I-Vcharacteristics of a circularly symmetric annular Josephson junction

Abstract

The I-V characteristics of a circularly symmetric annular Josephson junction are investigated numerically in this paper. By assuming a soliton solution in the junction initially, we found that in the absence of both an applied magnetic field and a feeding current there exists a quasisoliton solution for the equation ${\mathrm{\phi }}_{\mathrm{\rho }\mathrm{\rho }}$+${\mathrm{\rho }}^{\mathrm{-}1}$ ${\mathrm{\phi }}_{\mathrm{\rho }}$-${\mathrm{\phi }}_{\mathit{t}\mathit{t}}$-α${\mathrm{\phi }}_{\mathit{t}}$=sinφ so long as dissipative effects are excluded (i.e., α=0).
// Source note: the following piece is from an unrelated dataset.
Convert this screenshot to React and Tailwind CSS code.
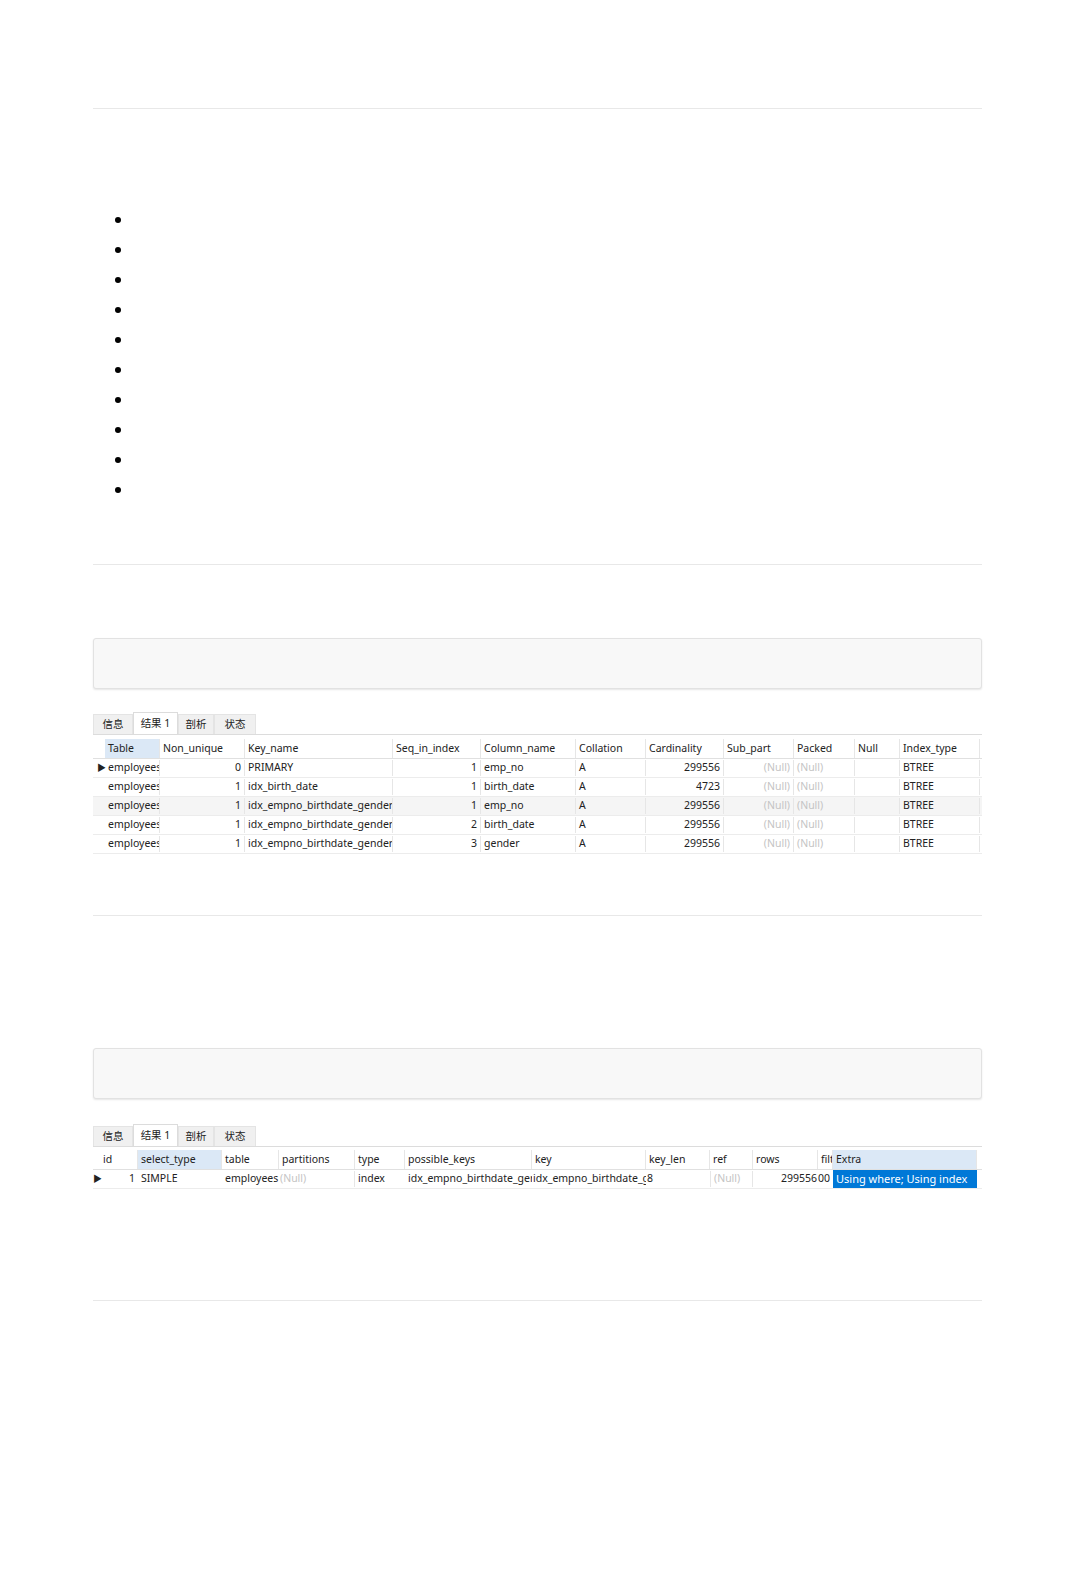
import React from 'react';

const font = { fontFamily: '"Noto Sans", "Noto Sans CJK SC", sans-serif' };

const Tabs = () => (
  <div className="flex items-end border-b border-[#dcdcdc] h-[22px]">
    <div className="w-[40px] h-[20px] flex items-center justify-center bg-[#f0f0f0] border border-[#e4e4e4] border-b-0">信息</div>
    <div className="w-[45px] h-[22px] flex items-center justify-center bg-white border border-[#dcdcdc] border-b-0">结果 1</div>
    <div className="w-[36px] h-[20px] flex items-center justify-center bg-[#f0f0f0] border border-[#e4e4e4] border-b-0">剖析</div>
    <div className="w-[42px] h-[20px] flex items-center justify-center bg-[#f0f0f0] border border-[#e4e4e4] border-b-0">状态</div>
  </div>
);

const Null = () => <span className="text-[#c4c4c4]">(Null)</span>;

const cols1 = [
  ['Table', 55], ['Non_unique', 85], ['Key_name', 148], ['Seq_in_index', 88], ['Column_name', 95],
  ['Collation', 70], ['Cardinality', 78], ['Sub_part', 70], ['Packed', 61], ['Null', 45], ['Index_type', 80],
];
const rows1 = [
  ['0', 'PRIMARY', '1', 'emp_no', '299556'],
  ['1', 'idx_birth_date', '1', 'birth_date', '4723'],
  ['1', 'idx_empno_birthdate_gender', '1', 'emp_no', '299556'],
  ['1', 'idx_empno_birthdate_gender', '2', 'birth_date', '299556'],
  ['1', 'idx_empno_birthdate_gender', '3', 'gender', '299556'],
];

const Table1 = () => (
  <div className="text-[10.5px] text-[#222] mt-[24px] mb-[61px]">
    <Tabs />
    <div className="flex h-[20px] items-center border-b border-[#e0e0e0] mt-[4px]">
      <div className="w-[12px]" />
      {cols1.map(([n, w], i) => (
        <div key={n} style={{ width: w }} className={`h-full flex items-center px-[3px] border-r border-[#e6e6e6] ${i === 0 ? 'bg-[#dbe8f6]' : ''}`}>{n}</div>
      ))}
    </div>
    {rows1.map((r, i) => (
      <div key={i} className={`flex h-[19px] items-center border-b border-[#ececec] whitespace-nowrap ${i === 2 ? 'bg-[#f5f5f5]' : ''}`}>
        <div className="w-[12px] text-[9px] pl-[4px]">{i === 0 ? '▶' : ''}</div>
        <div className="w-[55px] pl-[3px] overflow-hidden border-r border-[#e6e6e6]">employees</div>
        <div className="w-[85px] px-[3px] text-right border-r border-[#e6e6e6]">{r[0]}</div>
        <div className="w-[148px] px-[3px] overflow-hidden border-r border-[#e6e6e6]">{r[1]}</div>
        <div className="w-[88px] px-[3px] text-right border-r border-[#e6e6e6]">{r[2]}</div>
        <div className="w-[95px] px-[3px] border-r border-[#e6e6e6]">{r[3]}</div>
        <div className="w-[70px] px-[3px] border-r border-[#e6e6e6]">A</div>
        <div className="w-[78px] px-[3px] text-right border-r border-[#e6e6e6]">{r[4]}</div>
        <div className="w-[70px] px-[3px] text-right border-r border-[#e6e6e6]"><Null /></div>
        <div className="w-[61px] px-[3px] border-r border-[#e6e6e6]"><Null /></div>
        <div className="w-[45px] px-[3px] border-r border-[#e6e6e6]">&nbsp;</div>
        <div className="w-[80px] px-[3px] border-r border-[#e6e6e6]">BTREE</div>
      </div>
    ))}
  </div>
);

const cols2 = [
  ['id', 38], ['select_type', 84], ['table', 57], ['partitions', 76], ['type', 50], ['possible_keys', 127],
  ['key', 114], ['key_len', 64], ['ref', 43], ['rows', 65], ['filt', 15], ['Extra', 144],
];

const Table2 = () => (
  <div className="text-[10.5px] text-[#222] mt-[26px] mb-[111px]">
    <Tabs />
    <div className="flex h-[20px] items-center border-b border-[#e0e0e0] mt-[3px]">
      <div className="w-[7px]" />
      {cols2.map(([n, w], i) => (
        <div key={n} style={{ width: w }} className={`h-full flex items-center px-[3px] overflow-hidden whitespace-nowrap border-r border-[#e6e6e6] ${i === 1 || i === 11 ? 'bg-[#dbe8f6]' : ''}`}>{n}</div>
      ))}
    </div>
    <div className="flex h-[19px] items-center border-b border-[#ececec] whitespace-nowrap">
      <div className="w-[7px] text-[9px]">▶</div>
      <div className="w-[38px] px-[3px] text-right">1</div>
      <div className="w-[84px] px-[3px]">SIMPLE</div>
      <div className="w-[57px] pl-[3px] overflow-hidden">employees</div>
      <div className="w-[76px] px-[1px] border-r border-[#e6e6e6]"><Null /></div>
      <div className="w-[50px] px-[3px]">index</div>
      <div className="w-[127px] pl-[3px] overflow-hidden">idx_empno_birthdate_gender</div>
      <div className="w-[114px] pl-[1px] overflow-hidden">idx_empno_birthdate_gender</div>
      <div className="w-[64px] px-[1px]">8</div>
      <div className="w-[43px] px-[3px] border-x border-[#e6e6e6]"><Null /></div>
      <div className="w-[65px] pr-[1px] text-right">299556</div>
      <div className="w-[15px] overflow-hidden">00</div>
      <div className="w-[144px] h-full flex items-center px-[3px] bg-[#0078d7] text-white text-[11px]">Using where; Using index</div>
    </div>
  </div>
);

export default function App() {
  return (
    <div className="bg-white w-[1076px] min-h-[1570px]" style={font}>
      <div className="ml-[93px] w-[889px] pt-[108px]">
        <hr className="border-t border-[#e8e8e8]" />
        <ul className="list-disc pl-[40px] mt-[95px] mb-[60px] text-[16px]">
          {Array.from({ length: 10 }).map((_, i) => (
            <li key={i} className="h-[30px] leading-[30px]">&nbsp;</li>
          ))}
        </ul>
        <hr className="border-t border-[#e8e8e8]" />
        <div className="mt-[73px] h-[51px] bg-[#f8f8f8] border border-[#e2e2e2] rounded-[3px] shadow-[0_1px_2px_rgba(0,0,0,0.1)]" />
        <Table1 />
        <hr className="border-t border-[#e8e8e8]" />
        <div className="mt-[132px] h-[51px] bg-[#f8f8f8] border border-[#e2e2e2] rounded-[3px] shadow-[0_1px_2px_rgba(0,0,0,0.1)]" />
        <Table2 />
        <hr className="border-t border-[#e8e8e8]" />
      </div>
    </div>
  );
}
In the presence of the dissipative term (α≠0), such a quasisoliton solution does not exist. When a dc feeding current is introduced but the applied magnetic field is zero, the I-V characteristics show no evidence of zero-field steps. There does exist an Ohmic relationship in the I-V curve and a simple analytical treatment for this Ohmic behavior is made by assuming a rotary periodic solution for the equation. However, when a large external magnetic field is applied, the boundary conditions of this equation become asymmetric, which allows fluxon resonant propagation to occur within the junction. Hence we obtain a step-shaped I-V curve and these are considered to be Fiske steps. Finally, when the applied external magnetic field is small, we found no Fiske steps in the I-V curves.